Jesús Granada · Architectural Photographer

Desde 1999 fotografiando arquitectura

I am Jesús Granada. I trained as an architect at the University of Seville and since 1999 I have dedicated my work to photographing architecture.

I consider both the work of architects and my photographs a legacy worth preserving and spreading. That conviction is what has kept my passion alive for over twenty-five years: I photograph the ideas behind each building — what its author intended to say with it.

I have documented projects in more than forty countries, and these photographs have appeared in hundreds of publishing houses and thousands of publications worldwide. Since 2018 I have been part of the editorial team of El Croquis, photographing monographs of Álvaro Siza, David Chipperfield, Caruso St John, Christian Kerez, RCR, Souto de Moura and Smiljan Radić, among others.
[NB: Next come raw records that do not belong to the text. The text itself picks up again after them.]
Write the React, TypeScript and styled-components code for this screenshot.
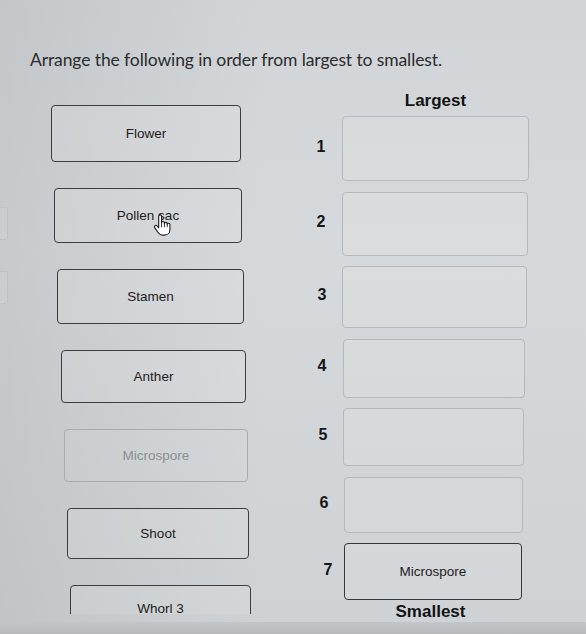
import React from "react";
import styled, { createGlobalStyle, css } from "styled-components";

const Global = createGlobalStyle`
  html, body { margin: 0; padding: 0; }
  body {
    width: 586px;
    height: 634px;
    overflow: hidden;
    font-family: "Liberation Sans", Arial, sans-serif;
  }
`;

const Screen = styled.div`
  width: 586px;
  height: 634px;
  display: flex;
  flex-direction: column;
  background:
    linear-gradient(90deg, rgba(120, 126, 130, 0.16) 0%, rgba(120, 126, 130, 0) 45%),
    linear-gradient(180deg, #d2d5d7 0%, #d6d9db 40%, #cfd2d4 100%);
  overflow: hidden;
`;

const Content = styled.div`
  flex: 0 0 622px;
  display: flex;
  flex-direction: column;
  overflow: hidden;
`;

const Title = styled.h1`
  margin: 0;
  padding: 48px 0 0 30px;
  height: 24px;
  font-family: Lato, "Open Sans", sans-serif;
  font-weight: 400;
  font-size: 17.5px;
  line-height: 24px;
  color: #2a2c2e;
  letter-spacing: -0.1px;
`;

const Board = styled.div`
  margin-top: 17px;
  display: flex;
  align-items: flex-start;
`;

const Gutter = styled.div`
  width: 8px;
  padding-top: 118px;
  display: flex;
  flex-direction: column;
  gap: 31px;
`;

const Stub = styled.div`
  height: 31px;
  margin-left: -6px;
  border: 1px solid #bfc2c4;
  border-radius: 2px;
  background: rgba(255, 255, 255, 0.08);
`;

const ChoiceList = styled.div`
  margin-left: 43px;
  width: 210px;
  height: 525px;
  padding-top: 16px;
  box-sizing: border-box;
  display: flex;
  flex-direction: column;
  gap: 26px;
  overflow: hidden;
`;

const Card = styled.div<{ $shift: number; $w: number; $h: number; $faded?: boolean }>`
  position: relative;
  flex: 0 0 auto;
  margin-left: ${(p) => p.$shift}px;
  width: ${(p) => p.$w}px;
  height: ${(p) => p.$h}px;
  box-sizing: border-box;
  border: 1.5px solid #3b3d3f;
  border-radius: 4px;
  background: rgba(255, 255, 255, 0.1);
  display: flex;
  align-items: center;
  justify-content: center;
  font-size: 13.5px;
  color: #1e2022;
  ${(p) =>
    p.$faded &&
    css`
      border-color: #a9acae;
      color: #8c8f92;
      background: rgba(255, 255, 255, 0.05);
    `}
`;

const Cursor = styled.svg`
  position: absolute;
  left: 98px;
  top: 25px;
  width: 18px;
  height: 22px;
`;

const Ranking = styled.div`
  margin-left: 51px;
  display: flex;
  flex-direction: column;
`;

const EdgeLabel = styled.div<{ $offset: number }>`
  padding-left: ${(p) => 30 + p.$offset}px;
  width: 187px;
  text-align: center;
  font-weight: 700;
  font-size: 17px;
  line-height: 24px;
  color: #111315;
`;

const Slots = styled.div`
  margin-top: 3px;
  display: flex;
  flex-direction: column;
  gap: 10.5px;
`;

const Row = styled.div`
  display: flex;
  align-items: center;
  gap: 4px;
`;

const Rank = styled.div<{ $nudge: number }>`
  width: 26px;
  text-align: center;
  font-weight: 700;
  font-size: 16px;
  color: #141618;
  transform: translate(${(p) => p.$nudge}px, -2px);
`;

const Slot = styled.div<{ $shift: number; $w: number; $h: number; $filled?: boolean }>`
  margin-left: ${(p) => p.$shift}px;
  width: ${(p) => p.$w}px;
  height: ${(p) => p.$h}px;
  box-sizing: border-box;
  border: 1px solid #b6b9bb;
  border-radius: 4px;
  background: rgba(255, 255, 255, 0.1);
  display: flex;
  align-items: center;
  justify-content: center;
  font-size: 13.5px;
  color: #1e2022;
  ${(p) =>
    p.$filled &&
    css`
      border: 1.5px solid #35373a;
    `}
`;

const BottomBand = styled.div`
  flex: 1;
  background: linear-gradient(180deg, #c3c6c8 0%, #b7bbbd 100%);
`;

const choices = [
  { label: "Flower", shift: 0, w: 190, h: 57 },
  { label: "Pollen sac", shift: 3, w: 188, h: 55, cursor: true },
  { label: "Stamen", shift: 6, w: 187, h: 55 },
  { label: "Anther", shift: 10, w: 185, h: 53 },
  { label: "Microspore", shift: 13, w: 184, h: 53, faded: true },
  { label: "Shoot", shift: 16, w: 182, h: 51 },
  { label: "Whorl 3", shift: 19, w: 181, h: 46 },
];

const slots = [
  { n: 1, shift: 0, w: 187, h: 65, nudge: -4 },
  { n: 2, shift: 0, w: 186, h: 64, nudge: -4 },
  { n: 3, shift: 0, w: 185, h: 62, nudge: -3 },
  { n: 4, shift: 1, w: 182, h: 59, nudge: -3 },
  { n: 5, shift: 1, w: 181, h: 58, nudge: -2 },
  { n: 6, shift: 2, w: 179, h: 56, nudge: -1 },
  { n: 7, shift: 2, w: 178, h: 57, nudge: 3, item: "Microspore" },
];

function HandCursor() {
  return (
    <Cursor viewBox="0 0 16 20">
      <path
        d="M5 11 V2.2 C5 1.4 5.6 0.8 6.3 0.8 C7 0.8 7.6 1.4 7.6 2.2 V8 C7.6 7.3 8.2 6.8 8.9 6.8 C9.6 6.8 10.2 7.3 10.2 8 V8.8 C10.2 8.1 10.8 7.6 11.5 7.6 C12.2 7.6 12.8 8.1 12.8 8.8 V9.6 C12.8 8.9 13.4 8.4 14 8.4 C14.7 8.4 15.2 8.9 15.2 9.6 V14 C15.2 17 13.2 19.2 10.4 19.2 H8.6 C6.8 19.2 5.6 18.4 4.6 17 L1.4 12.4 C1 11.8 1.1 11 1.7 10.6 C2.3 10.2 3.1 10.3 3.6 10.9 L5 12.6 Z"
        fill="#ffffff"
        stroke="#1a1a1a"
        strokeWidth="1"
        strokeLinejoin="round"
      />
      <path d="M7.6 8 V12 M10.2 8.8 V12 M12.8 9.6 V12" stroke="#1a1a1a" strokeWidth="0.8" />
    </Cursor>
  );
}

export default function App() {
  return (
    <>
      <Global />
      <Screen>
        <Content>
          <Title>Arrange the following in order from largest to smallest.</Title>
          <Board>
            <Gutter>
              <Stub />
              <Stub />
            </Gutter>
            <ChoiceList>
              {choices.map((c) => (
                <Card key={c.label + c.shift} $shift={c.shift} $w={c.w} $h={c.h} $faded={c.faded}>
                  {c.label}
                  {c.cursor && <HandCursor />}
                </Card>
              ))}
            </ChoiceList>
            <Ranking>
              <EdgeLabel $offset={0}>Largest</EdgeLabel>
              <Slots>
                {slots.map((s) => (
                  <Row key={s.n}>
                    <Rank $nudge={s.nudge}>{s.n}</Rank>
                    <Slot $shift={s.shift} $w={s.w} $h={s.h} $filled={!!s.item}>
                      {s.item}
                    </Slot>
                  </Row>
                ))}
              </Slots>
              <EdgeLabel $offset={-5}>Smallest</EdgeLabel>
            </Ranking>
          </Board>
        </Content>
        <BottomBand />
      </Screen>
    </>
  );
}
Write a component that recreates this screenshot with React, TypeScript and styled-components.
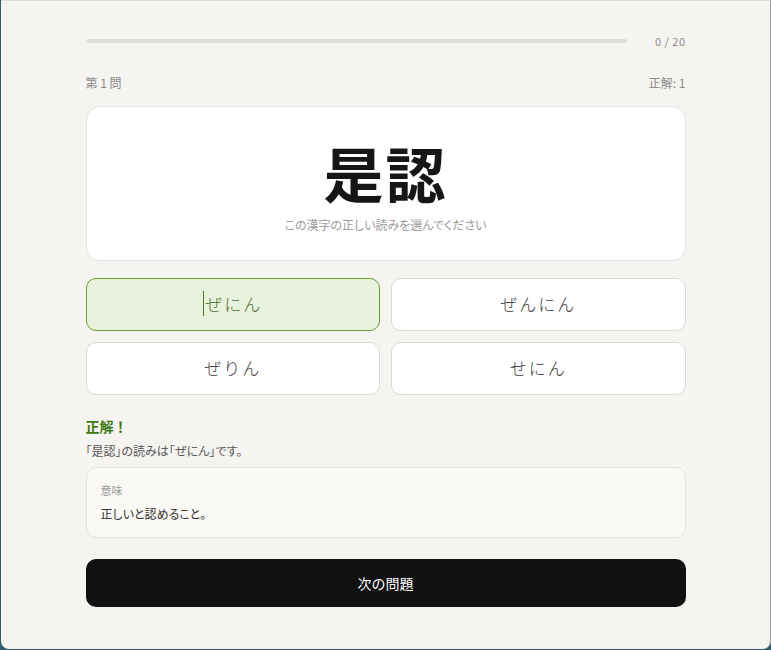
import React from "react";
import styled, { createGlobalStyle } from "styled-components";

const GlobalStyle = createGlobalStyle`
    html, body {
        margin: 0;
        padding: 0;
        background: #2f5e6f;
    }
    body {
        font-family: "Noto Sans CJK JP", "Noto Sans", sans-serif;
        font-feature-settings: "palt";
    }
`;

const Window = styled.div`
    box-sizing: border-box;
    margin-left: 1px;
    width: 770px;
    height: 649px;
    background: #f5f4f1;
    border-top: 1px solid #dcdfdc;
    border-right: 1px solid #a3a3a3;
    border-radius: 0 0 8px 8px;
    padding-top: 32px;
`;

const Column = styled.div`
    width: 600px;
    margin: 0 auto;
`;

const ProgressRow = styled.div`
    display: flex;
    align-items: center;
    height: 16px;
    gap: 28px;
`;

const Track = styled.div`
    flex: 1;
    height: 4px;
    border-radius: 2px;
    background: #dddcd9;
`;

const Fill = styled.div`
    height: 100%;
    border-radius: 2px;
    background: #6b9e2e;
`;

const Count = styled.span`
    font-size: 11px;
    color: #8a8a8a;
    letter-spacing: 0.5px;
`;

const MetaRow = styled.div`
    display: flex;
    justify-content: space-between;
    align-items: center;
    height: 16px;
    margin-top: 25px;
    font-size: 12px;
    color: #8a8a8a;
    font-feature-settings: normal;
`;

const KanjiCard = styled.div`
    margin-top: 16px;
    background: #fff;
    border: 1px solid #e6e4e0;
    border-radius: 14px;
    padding: 26px 0 26px;
    text-align: center;
`;

const Kanji = styled.div`
    font-size: 60px;
    line-height: 78px;
    font-weight: 700;
    color: #161616;
    letter-spacing: 2px;
`;

const Prompt = styled.div`
    margin-top: 5px;
    font-size: 12px;
    line-height: 18px;
    color: #9a9a9a;
`;

const Options = styled.div`
    margin-top: 17px;
    display: grid;
    grid-template-columns: 1fr 1fr;
    gap: 11px;
`;

const Option = styled.button<{ $correct?: boolean }>`
    height: 53px;
    padding: 0 0 3px;
    border-radius: 10px;
    border: 1px solid ${p => (p.$correct ? "#6b9e2e" : "#dcdad6")};
    background: ${p => (p.$correct ? "#e9f2df" : "#fff")};
    color: ${p => (p.$correct ? "#4d6e33" : "#3d3d3d")};
    font-family: "Noto Sans CJK JP", sans-serif;
    font-feature-settings: normal;
    font-size: 17px;
    font-weight: 300;
    letter-spacing: 2px;
    cursor: pointer;
    display: flex;
    align-items: center;
    justify-content: center;
`;

const Caret = styled.span`
    display: inline-block;
    width: 1px;
    height: 25px;
    background: #4d7a22;
    margin-right: 1px;
`;

const Verdict = styled.div`
    margin-top: 21px;
    font-size: 14px;
    line-height: 20px;
    font-weight: 700;
    color: #3f7a16;
    font-feature-settings: normal;
`;

const Explanation = styled.div`
    margin-top: 6px;
    font-size: 12px;
    line-height: 18px;
    color: #555;
`;

const MeaningBox = styled.div`
    margin-top: 7px;
    background: #faf9f6;
    border: 1px solid #e3e1dc;
    border-radius: 10px;
    padding: 14px 14px 14px;
`;

const MeaningLabel = styled.div`
    font-size: 11px;
    line-height: 16px;
    color: #999;
`;

const MeaningText = styled.div`
    margin-top: 7px;
    font-size: 12px;
    line-height: 18px;
    color: #333;
`;

const NextButton = styled.button`
    margin-top: 21px;
    width: 100%;
    height: 48px;
    border: none;
    border-radius: 10px;
    background: #111;
    color: #fff;
    font-family: "Noto Sans CJK JP", sans-serif;
    font-size: 14px;
    cursor: pointer;
`;

const choices = [
    { text: "ぜにん", correct: true },
    { text: "ぜんにん" },
    { text: "ぜりん" },
    { text: "せにん" },
];

export default function App() {
    const answered = 0;
    const total = 20;
    return (
        <>
            <GlobalStyle />
            <Window>
                <Column>
                    <ProgressRow>
                        <Track>
                            <Fill style={{ width: `${(answered / total) * 100}%` }} />
                        </Track>
                        <Count>
                            {answered} / {total}
                        </Count>
                    </ProgressRow>
                    <MetaRow>
                        <span>第 1 問</span>
                        <span>正解: 1</span>
                    </MetaRow>
                    <KanjiCard>
                        <Kanji>是認</Kanji>
                        <Prompt>この漢字の正しい読みを選んでください</Prompt>
                    </KanjiCard>
                    <Options>
                        {choices.map(c => (
                            <Option key={c.text} $correct={c.correct}>
                                {c.correct && <Caret />}
                                {c.text}
                            </Option>
                        ))}
                    </Options>
                    <Verdict>正解！</Verdict>
                    <Explanation>「是認」の読みは「ぜにん」です。</Explanation>
                    <MeaningBox>
                        <MeaningLabel>意味</MeaningLabel>
                        <MeaningText>正しいと認めること。</MeaningText>
                    </MeaningBox>
                    <NextButton>次の問題</NextButton>
                </Column>
            </Window>
        </>
    );
}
From my studio in Andalusia I manage the documentation, cataloguing and distribution of everything I produce. Every project I photograph remains accessible and traceable in the long term. That is how I look after this work with the same attention I put into making it.

House in Colombo, Palinda Kannangara, Sri Lanka, 2021
House in Mexico, Macías Peredo Arquitectos, 2022
Nadir Afonso Contemporary Art Museum, Álvaro Siza, Chaves, Portugal, 2019
Casa Cuna, Yungay, Chile, Pezo Von Ellrichshausen
Bazaar in Muharraq, Bahrain, Anne Holtrop, 2021
Housing in Palma de Mallorca, IBAVI, 2020
Mazaua, Mexico, Manuel Cervantes, 2025
Parking in Muharraq, Bahrain, Christian Kerez, 2022

How I work: from commission to delivery

Every shoot begins with the architect and the materials generated during the project: models, sketches, texts, drawings, construction photographs. Before looking at the building I want to understand the question it answers — the context, the brief, the constraints, the originating idea. I discuss with the architect what the photography needs to do: whether it is for a competition, an editorial publication, the studio archive, or licensing to brands. The answer changes the focus, not the quality.

On site I work mostly with natural light and plan days around the orientation of the building and the conditions of its surroundings. María Arias de Saavedra, associate of my studio, leads the postproduction: she has known my material for years and maintains tonal coherence across projects. She began scanning slide plates, then took on the organisation of the entire archive, and today she develops the atmosphere of all my production.

Every project enters a workflow that does not end at delivery: I photograph it, catalogue it, distribute it and keep it visible in this archive. Each photograph holds the idea someone had at a moment in time, and I treat it as such — a valuable object that transmits knowledge and value to whoever looks at it.